## AIM OF THE TASK
How many lines of the data include the string "this"? State the number and nothing else.

Stored dataset items
--- Start ---

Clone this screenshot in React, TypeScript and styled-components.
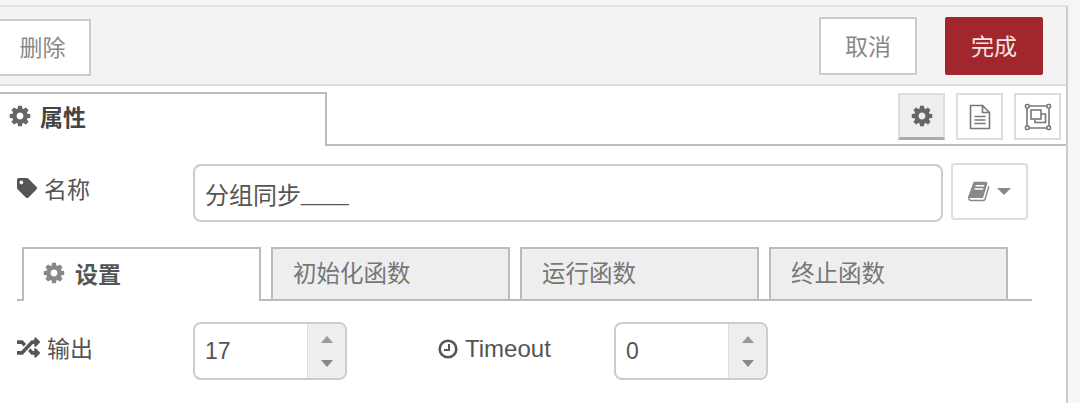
import React from "react";
import styled, { createGlobalStyle } from "styled-components";
import { FaRandom, FaTag } from "react-icons/fa";

const GlobalStyle = createGlobalStyle`
  html, body {
    margin: 0;
    padding: 0;
    background: #f6f6f6;
  }
  * {
    box-sizing: border-box;
  }
`;

const Page = styled.div`
  width: 1080px;
  height: 403px;
  overflow: hidden;
  padding-top: 5px;
  font-family: "Liberation Sans", "Noto Sans CJK SC", sans-serif;
  font-size: 23px;
  color: #555;
`;

const Tray = styled.div`
  width: 1068px;
  height: 398px;
  background: #fff;
  border-right: 2px solid #ccc;
  border-top: 2px solid #e3e3e3;
`;

const Toolbar = styled.div`
  height: 79px;
  display: flex;
  align-items: flex-start;
  padding: 10px 23px 0 0;
  background: #f3f3f3;
  border-bottom: 2px solid #ddd;
`;

const DeleteButton = styled.div`
  width: 102px;
  height: 57px;
  margin: 2px auto 0 -11px;
  display: flex;
  align-items: center;
  justify-content: center;
  padding: 0 0 3px 5px;
  background: #fff;
  border: 2px solid #ccc;
  color: #888;
`;

const CancelButton = styled.div`
  width: 98px;
  height: 58px;
  display: flex;
  align-items: center;
  justify-content: center;
  padding-bottom: 2px;
  background: #fff;
  border: 2px solid #ccc;
  border-radius: 1px;
  color: #888;
`;

const DoneButton = styled.div`
  width: 98px;
  height: 58px;
  margin-left: 28px;
  display: flex;
  align-items: center;
  justify-content: center;
  padding-bottom: 2px;
  background: #a1272c;
  border-radius: 2px;
  color: #f3e6e6;
`;

const HeaderRow = styled.div`
  height: 60px;
  display: flex;
  align-items: flex-start;
  padding-top: 6px;
  border-bottom: 2px solid #bbb;
`;

const MainTab = styled.div`
  width: 329px;
  height: 54px;
  margin: 0 0 -2px -2px;
  display: flex;
  align-items: center;
  gap: 8px;
  padding: 0 0 8px 8px;
  background: #fff;
  border: 2px solid #bbb;
  border-bottom: none;
  font-weight: bold;
  color: #444;
  position: relative;
  z-index: 1;
  & svg {
    color: #666;
  }
`;

const SideButtons = styled.div`
  margin-left: auto;
  margin-right: 5px;
  display: flex;
  gap: 11px;
  padding-top: 1px;
`;

const SideButton = styled.div<{ $active?: boolean }>`
  width: 47px;
  height: 47px;
  display: flex;
  align-items: center;
  justify-content: center;
  background: ${(p) => (p.$active ? "#eee" : "#fff")};
  border: 2px solid #ddd;
  border-bottom: ${(p) => (p.$active ? "3px solid #aaa" : "2px solid #ddd")};
  color: #666;
`;

const Content = styled.div`
  padding: 17px 0 0 17px;
`;

const Row = styled.div`
  display: flex;
  align-items: flex-start;
`;

const Label = styled.div<{ $width: number; $top?: number; $left?: number }>`
  width: ${(p) => p.$width}px;
  height: 50px;
  margin-left: ${(p) => p.$left ?? 0}px;
  padding-top: ${(p) => p.$top ?? 0}px;
  display: flex;
  align-items: center;
  gap: 7px;
  color: #555;
  & svg {
    color: #555;
  }
`;

const TimeoutText = styled.span`
  font-size: 24px;
`;

const NameInput = styled.div`
  width: 750px;
  height: 58px;
  margin-top: 1px;
  display: flex;
  align-items: center;
  padding-left: 10px;
  background: #fff;
  border: 2px solid #ccc;
  border-radius: 8px;
  font-size: 24px;
  color: #555;
`;

const Underscores = styled.span`
  font-size: 21.5px;
  align-self: center;
  padding-top: 3px;
`;

const LibraryButton = styled.div`
  width: 77px;
  height: 57px;
  margin-left: 8px;
  display: flex;
  align-items: center;
  justify-content: center;
  gap: 6px;
  background: #fff;
  border: 2px solid #ddd;
  border-radius: 4px;
  color: #888;
`;

const Caret = styled.span`
  width: 0;
  height: 0;
  border-left: 7px solid transparent;
  border-right: 7px solid transparent;
  border-top: 7px solid #888;
`;

const SubTabs = styled.div`
  width: 1015px;
  height: 54px;
  margin-top: 25px;
  display: flex;
  align-items: flex-end;
  gap: 10px;
  padding-left: 5px;
  border-bottom: 2px solid #bbb;
`;

const SubTab = styled.div<{ $active?: boolean }>`
  width: 239px;
  height: 54px;
  margin-bottom: -2px;
  display: flex;
  align-items: center;
  gap: 9px;
  padding: 0 0 5px ${(p) => (p.$active ? 18 : 20)}px;
  background: ${(p) => (p.$active ? "#fff" : "#eee")};
  border: 2px solid #bbb;
  border-bottom: ${(p) => (p.$active ? "none" : "2px solid #bbb")};
  font-size: ${(p) => (p.$active ? 23 : 23.5)}px;
  font-weight: ${(p) => (p.$active ? "bold" : "normal")};
  color: ${(p) => (p.$active ? "#555" : "#777")};
  & svg {
    color: #888;
  }
`;

const FieldRow = styled(Row)`
  margin-top: 21px;
`;

const Spinner = styled.div`
  width: 154px;
  height: 58px;
  display: flex;
  background: #fff;
  border: 2px solid #ccc;
  border-radius: 8px;
  overflow: hidden;
`;

const SpinnerValue = styled.div`
  flex: 1;
  display: flex;
  align-items: center;
  padding-left: 10px;
  color: #555;
`;

const SpinnerArrows = styled.div`
  width: 38px;
  display: flex;
  flex-direction: column;
  align-items: center;
  justify-content: center;
  gap: 17px;
  background: #eee;
  border-left: 1px solid #ddd;
`;

const Arrow = styled.span<{ $up?: boolean }>`
  width: 0;
  height: 0;
  border-left: 6.5px solid transparent;
  border-right: 6.5px solid transparent;
  ${(p) => (p.$up ? "border-bottom: 7px solid #999;" : "border-top: 7px solid #888;")}
`;

const GearIcon = () => (
  <svg width="24" height="24" viewBox="0 0 1792 1792" fill="currentColor">
    <path d="M1152 896q0-106-75-181t-181-75-181 75-75 181 75 181 181 75 181-75 75-181zm512-109v222q0 12-8 23t-20 13l-185 28q-19 54-39 91 35 50 107 138 10 12 10 25t-9 23q-27 37-99 108t-94 71q-12 0-26-9l-138-108q-44 23-91 38-16 136-29 186-7 28-36 28h-222q-14 0-24.5-8.5t-11.5-21.5l-28-184q-49-16-90-37l-141 107q-10 9-25 9-14 0-25-11-126-114-165-168-7-10-7-23 0-12 8-23 15-21 51-66.5t54-70.5q-27-50-41-99l-183-27q-13-2-21-12.5t-8-23.5v-222q0-12 8-23t19-13l186-28q14-46 39-92-40-57-107-138-10-12-10-24 0-10 9-23 26-36 98.5-107.5t94.5-71.5q13 0 26 10l138 107q44-23 91-38 16-136 29-186 7-28 36-28h222q14 0 24.5 8.5t11.5 21.5l28 184q49 16 90 37l142-107q9-9 24-9 13 0 25 10 129 119 165 170 7 8 7 22 0 12-8 23-15 21-51 66.5t-54 70.5q26 50 41 98l183 28q13 2 21 12.5t8 23.5z" />
  </svg>
);

const BookIcon = () => (
  <svg width="23" height="23" viewBox="0 0 1792 1792" fill="currentColor">
    <path d="M1639 478q40 57 18 129l-275 906q-19 64-76.5 107.5t-122.5 43.5h-923q-77 0-148.5-53.5t-99.5-131.5q-24-67-2-127 0-4 3-27t4-37q1-8-3-21.5t-3-19.5q2-11 8-21t16.5-23.5 16.5-23.5q23-38 45-91.5t30-91.5q3-10 .5-30t-.5-28q3-11 17-28t17-23q21-36 42-92t25-90q1-9-2.5-32t.5-28q4-13 22-30.5t22-22.5q19-26 42.5-84.5t27.5-96.5q1-8-3-25.5t-2-26.5q2-8 9-18t18-23 17-21q8-12 16.5-30.5t15-35 16-36 19.5-32 26.5-23.5 36-11.5 47.5 5.5l-1 3q38-9 51-9h761q74 0 114 56t18 130l-274 906q-36 119-71.5 153.5t-128.5 34.5h-869q-27 0-38 15-11 16-1 43 24 70 144 70h923q29 0 56-15.5t35-41.5l300-987q7-22 5-57 38 15 59 43zm-1064 2q-4 13 2 22.5t20 9.5h608q13 0 25.5-9.5t16.5-22.5l21-64q4-13-2-22.5t-20-9.5h-608q-13 0-25.5 9.5t-16.5 22.5zm-83 256q-4 13 2 22.5t20 9.5h608q13 0 25.5-9.5t16.5-22.5l21-64q4-13-2-22.5t-20-9.5h-608q-13 0-25.5 9.5t-16.5 22.5z" />
  </svg>
);

const ClockIcon = () => (
  <svg width="20" height="20" viewBox="0 0 20 20" fill="none" stroke="currentColor" strokeWidth="2.6">
    <circle cx="10" cy="10" r="8.3" />
    <path d="M11 5v6H6" strokeWidth="2" />
  </svg>
);

const PageIcon = () => (
  <svg width="22" height="26" viewBox="0 0 22 26" fill="none" stroke="#777" strokeWidth="1.6">
    <path d="M1.5 1.5h12l7 7v16h-19z" />
    <path d="M13.5 1.5v7h7" />
    <path d="M5.5 12.5h11M5.5 16h11M5.5 19.5h11" />
  </svg>
);

const FrameIcon = () => (
  <svg width="28" height="28" viewBox="0 0 28 28" fill="none" stroke="#777" strokeWidth="1.6">
    <path d="M3 5v18M5 3h18M25 5v18M5 25h18" />
    <rect x="1.5" y="1.5" width="3.5" height="3.5" rx="1" />
    <rect x="23" y="1.5" width="3.5" height="3.5" rx="1" />
    <rect x="1.5" y="23" width="3.5" height="3.5" rx="1" />
    <rect x="23" y="23" width="3.5" height="3.5" rx="1" />
    <rect x="7" y="7" width="10" height="9" />
    <path d="M17 11h4.5v8.5H11V16" />
  </svg>
);

const NumberField = ({ value }: { value: string }) => (
  <Spinner>
    <SpinnerValue>{value}</SpinnerValue>
    <SpinnerArrows>
      <Arrow $up />
      <Arrow />
    </SpinnerArrows>
  </Spinner>
);

export default function App() {
  return (
    <Page>
      <GlobalStyle />
      <Tray>
        <Toolbar>
          <DeleteButton>删除</DeleteButton>
          <CancelButton>取消</CancelButton>
          <DoneButton>完成</DoneButton>
        </Toolbar>
        <HeaderRow>
          <MainTab>
            <GearIcon />
            属性
          </MainTab>
          <SideButtons>
            <SideButton $active>
              <GearIcon />
            </SideButton>
            <SideButton>
              <PageIcon />
            </SideButton>
            <SideButton>
              <FrameIcon />
            </SideButton>
          </SideButtons>
        </HeaderRow>
        <Content>
          <Row>
            <Label $width={176}>
              <FaTag size={20} />
              名称
            </Label>
            <NameInput>
              分组同步
              <Underscores>____</Underscores>
            </NameInput>
            <LibraryButton>
              <BookIcon />
              <Caret />
            </LibraryButton>
          </Row>
          <SubTabs>
            <SubTab $active>
              <GearIcon />
              设置
            </SubTab>
            <SubTab>初始化函数</SubTab>
            <SubTab>运行函数</SubTab>
            <SubTab>终止函数</SubTab>
          </SubTabs>
          <FieldRow>
            <Label $width={176}>
              <FaRandom size={23} />
              输出
            </Label>
            <NumberField value="17" />
            <Label $width={176} $left={91} $top={4}>
              <ClockIcon />
              <TimeoutText>Timeout</TimeoutText>
            </Label>
            <NumberField value="0" />
          </FieldRow>
        </Content>
      </Tray>
    </Page>
  );
}
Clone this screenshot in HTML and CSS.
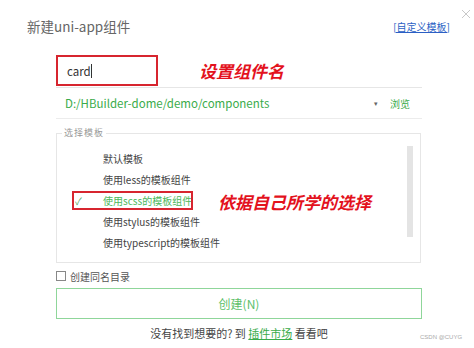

--- End ---

## EXERCISE SOLUTION
2